Magda* (*not her real name) applied for Universal Credit (UC) on her payday.
On months when her payday falls on a weekend, her employer pays her early, on the nearest working day (e.g. on a Friday instead of a Saturday).
As a consequence, the monthly assessment of her earnings sometimes counts her pay twice, catching the regular payday of the previous calendar month, and the ‘early payday’ of the current month.
This drastically reduces her entitlement to UC and makes it very difficult for her to budget.
I am in rent and childcare arrears. If I had applied for UC a day later or a day earlier, this wouldn’t have happened. It’s maddening that such a simple thing can have such a big effect. I don’t understand why I wasn’t told about this at the point I applied.
The advice I was given was to withdraw my claim then reapply 4 weeks later giving me a new assessment period and avoiding the problem. But that would mean going 9 weeks without any money. I’ve also read online forums which discuss this problem where people have done this and their assessment period still hasn’t changed.
I am now at the point of feeling very depressed and useless. I’ve been to my GP due to the stress it’s causing and I’m going to book an appointment with my midwife because I’m worried this is now affecting my pregnancy.
Magda* is not the only one affected by UC assessing their earnings twice because of where their assessment period falls.

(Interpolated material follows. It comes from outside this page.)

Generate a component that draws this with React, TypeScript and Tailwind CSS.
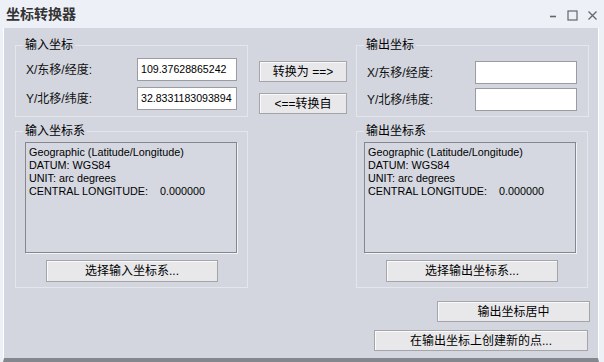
import React from "react";

const FONT = "font-['Liberation_Sans','Noto_Sans_CJK_SC',sans-serif]";

function Group({
  title,
  className,
  children,
}: {
  title: string;
  className: string;
  children: React.ReactNode;
}) {
  return (
    <div className={`relative border border-[#e4e6ec] ${className}`}>
      <span className="absolute -top-[8px] left-[7px] bg-[#d3d6df] px-[2px] text-[12px] leading-[14px] text-black">
        {title}
      </span>
      {children}
    </div>
  );
}

function Field({
  label,
  value,
  labelW,
  inputW,
}: {
  label: string;
  value?: string;
  labelW: string;
  inputW: string;
}) {
  return (
    <div className="flex items-center">
      <span className={`${labelW} text-[12px] leading-[14px] text-[#111]`}>{label}</span>
      <div
        className={`${inputW} h-[23px] overflow-hidden whitespace-nowrap border border-[#9a9ca2] bg-white pl-[3px] text-[10.6px] leading-[21px] text-black`}
      >
        {value}
      </div>
    </div>
  );
}

function Btn({ label, className }: { label: string; className: string }) {
  return (
    <button
      type="button"
      className={`flex items-center justify-center border border-[#a4a5a9] bg-[#e8e8ea] text-[12px] leading-[14px] text-black shadow-[inset_1px_1px_0_#fafafa] ${className}`}
    >
      {label}
    </button>
  );
}

function SysBox() {
  return (
    <div className="h-[111px] w-[212px] border border-[#85878d] bg-[#d5d8e0] px-[3px] pt-[3px] text-[10.8px] leading-[13px] text-black shadow-[1px_1px_0_#f2f3f6]">
      <div>Geographic (Latitude/Longitude)</div>
      <div>DATUM: WGS84</div>
      <div>UNIT: arc degrees</div>
      <div>
        CENTRAL LONGITUDE:<span className="ml-[12px]">0.000000</span>
      </div>
    </div>
  );
}

export default function App() {
  return (
    <div className={`flex h-[362px] w-[604px] flex-col bg-[#eef0f8] ${FONT}`}>
      {/* Title bar */}
      <div className="flex h-[28px] items-center justify-between pl-[6px] pr-[6px]">
        <span className="text-[14px] font-bold leading-[16px] text-[#333]">坐标转换器</span>
        <div className="flex items-center gap-[9px] pt-[2px] text-[#666]">
          <svg width="10" height="10" viewBox="0 0 10 10">
            <path d="M2 6.5h6" stroke="#666" strokeWidth="1.6" />
          </svg>
          <svg width="11" height="11" viewBox="0 0 11 11">
            <rect x="1" y="1" width="9" height="9" fill="none" stroke="#666" strokeWidth="1.2" />
          </svg>
          <svg width="11" height="11" viewBox="0 0 11 11">
            <path d="M1.5 1.5l8 8M9.5 1.5l-8 8" stroke="#666" strokeWidth="1.3" />
          </svg>
        </div>
      </div>

      {/* Body */}
      <div className="ml-[3px] mr-[5px] flex flex-1 flex-col border-b-[4px] border-l border-r border-b-[#85878e] border-l-white border-r-white bg-[#d3d6df] pl-[11px] pt-[17px]">
        {/* Row 1 */}
        <div className="flex">
          <Group title="输入坐标" className="h-[72px] w-[233px] pl-[10px] pt-[12px]">
            <div className="flex flex-col gap-[6px]">
              <Field label="X/东移/经度:" value="109.37628865242" labelW="w-[111px]" inputW="w-[100px]" />
              <Field label="Y/北移/纬度:" value="32.8331183093894" labelW="w-[111px]" inputW="w-[100px]" />
            </div>
          </Group>
          <div className="ml-[11px] flex w-[88px] flex-col gap-[11px] pt-[16px]">
            <Btn label="转换为 ==>" className="h-[21px] w-[88px]" />
            <Btn label="<==转换自" className="h-[21px] w-[88px]" />
          </div>
          <Group title="输出坐标" className="ml-[9px] h-[72px] w-[233px] pl-[10px] pt-[15px]">
            <div className="flex flex-col gap-[4px]">
              <Field label="X/东移/经度:" labelW="w-[108px]" inputW="w-[102px]" />
              <Field label="Y/北移/纬度:" labelW="w-[108px]" inputW="w-[102px]" />
            </div>
          </Group>
        </div>

        {/* Row 2 */}
        <div className="mt-[14px] flex">
          <Group title="输入坐标系" className="flex h-[157px] w-[233px] flex-col pl-[9px] pt-[10px]">
            <SysBox />
            <Btn label="选择输入坐标系..." className="ml-[21px] mt-[7px] h-[22px] w-[172px]" />
          </Group>
          <Group title="输出坐标系" className="ml-[108px] flex h-[157px] w-[232px] flex-col pl-[7px] pt-[10px]">
            <SysBox />
            <Btn label="选择输出坐标系..." className="ml-[22px] mt-[7px] h-[22px] w-[172px]" />
          </Group>
        </div>

        {/* Row 3 */}
        <div className="flex flex-col items-end pr-[8px]">
          <Btn label="输出坐标居中" className="mt-[13px] h-[21px] w-[153px]" />
          <Btn label="在输出坐标上创建新的点..." className="mr-[2px] mt-[8px] h-[21px] w-[214px]" />
        </div>
      </div>
    </div>
  );
}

In January, the High Court ruled in favour of three single working mothers, stating that UC assessment periods should be adjusted “where it is clear that the amounts received in an assessment period do not, in fact, reflect, the amount of earned income for that period“.

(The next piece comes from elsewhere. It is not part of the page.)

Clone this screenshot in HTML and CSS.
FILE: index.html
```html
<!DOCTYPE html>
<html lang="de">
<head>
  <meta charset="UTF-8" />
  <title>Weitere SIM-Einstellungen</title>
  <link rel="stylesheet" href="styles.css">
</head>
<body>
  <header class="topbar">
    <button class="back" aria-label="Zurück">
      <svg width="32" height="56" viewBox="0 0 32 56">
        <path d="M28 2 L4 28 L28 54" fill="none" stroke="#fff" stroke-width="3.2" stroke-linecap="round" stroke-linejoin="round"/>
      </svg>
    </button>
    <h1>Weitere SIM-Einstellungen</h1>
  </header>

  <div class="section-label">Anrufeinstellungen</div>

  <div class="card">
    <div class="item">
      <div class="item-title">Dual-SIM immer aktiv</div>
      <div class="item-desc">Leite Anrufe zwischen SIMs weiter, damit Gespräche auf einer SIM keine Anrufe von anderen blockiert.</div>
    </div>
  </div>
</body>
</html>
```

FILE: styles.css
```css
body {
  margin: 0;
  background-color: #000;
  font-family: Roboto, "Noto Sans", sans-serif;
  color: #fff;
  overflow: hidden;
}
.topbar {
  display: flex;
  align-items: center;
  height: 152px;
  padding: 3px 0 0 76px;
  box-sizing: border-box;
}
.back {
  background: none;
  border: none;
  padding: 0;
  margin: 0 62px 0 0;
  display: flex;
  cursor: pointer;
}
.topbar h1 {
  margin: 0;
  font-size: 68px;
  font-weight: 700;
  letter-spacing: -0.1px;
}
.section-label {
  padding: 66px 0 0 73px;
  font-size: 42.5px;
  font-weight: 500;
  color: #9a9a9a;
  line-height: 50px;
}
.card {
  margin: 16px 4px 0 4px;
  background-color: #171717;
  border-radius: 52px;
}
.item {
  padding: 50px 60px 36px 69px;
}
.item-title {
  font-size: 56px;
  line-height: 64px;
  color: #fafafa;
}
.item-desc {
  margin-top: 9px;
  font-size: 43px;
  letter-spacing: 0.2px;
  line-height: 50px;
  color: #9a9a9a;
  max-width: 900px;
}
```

Magda* is also not the only one to fall into rent arrears due to UC. A BBC investigation in November found Council tenants on universal credit have on average more than double the rent arrears of those still on housing benefit. The five-week wait built into the application (why Magda says that if she withdraws to reapply she would have 9 weeks without money and not just 4) has been cited as a key contributing factor.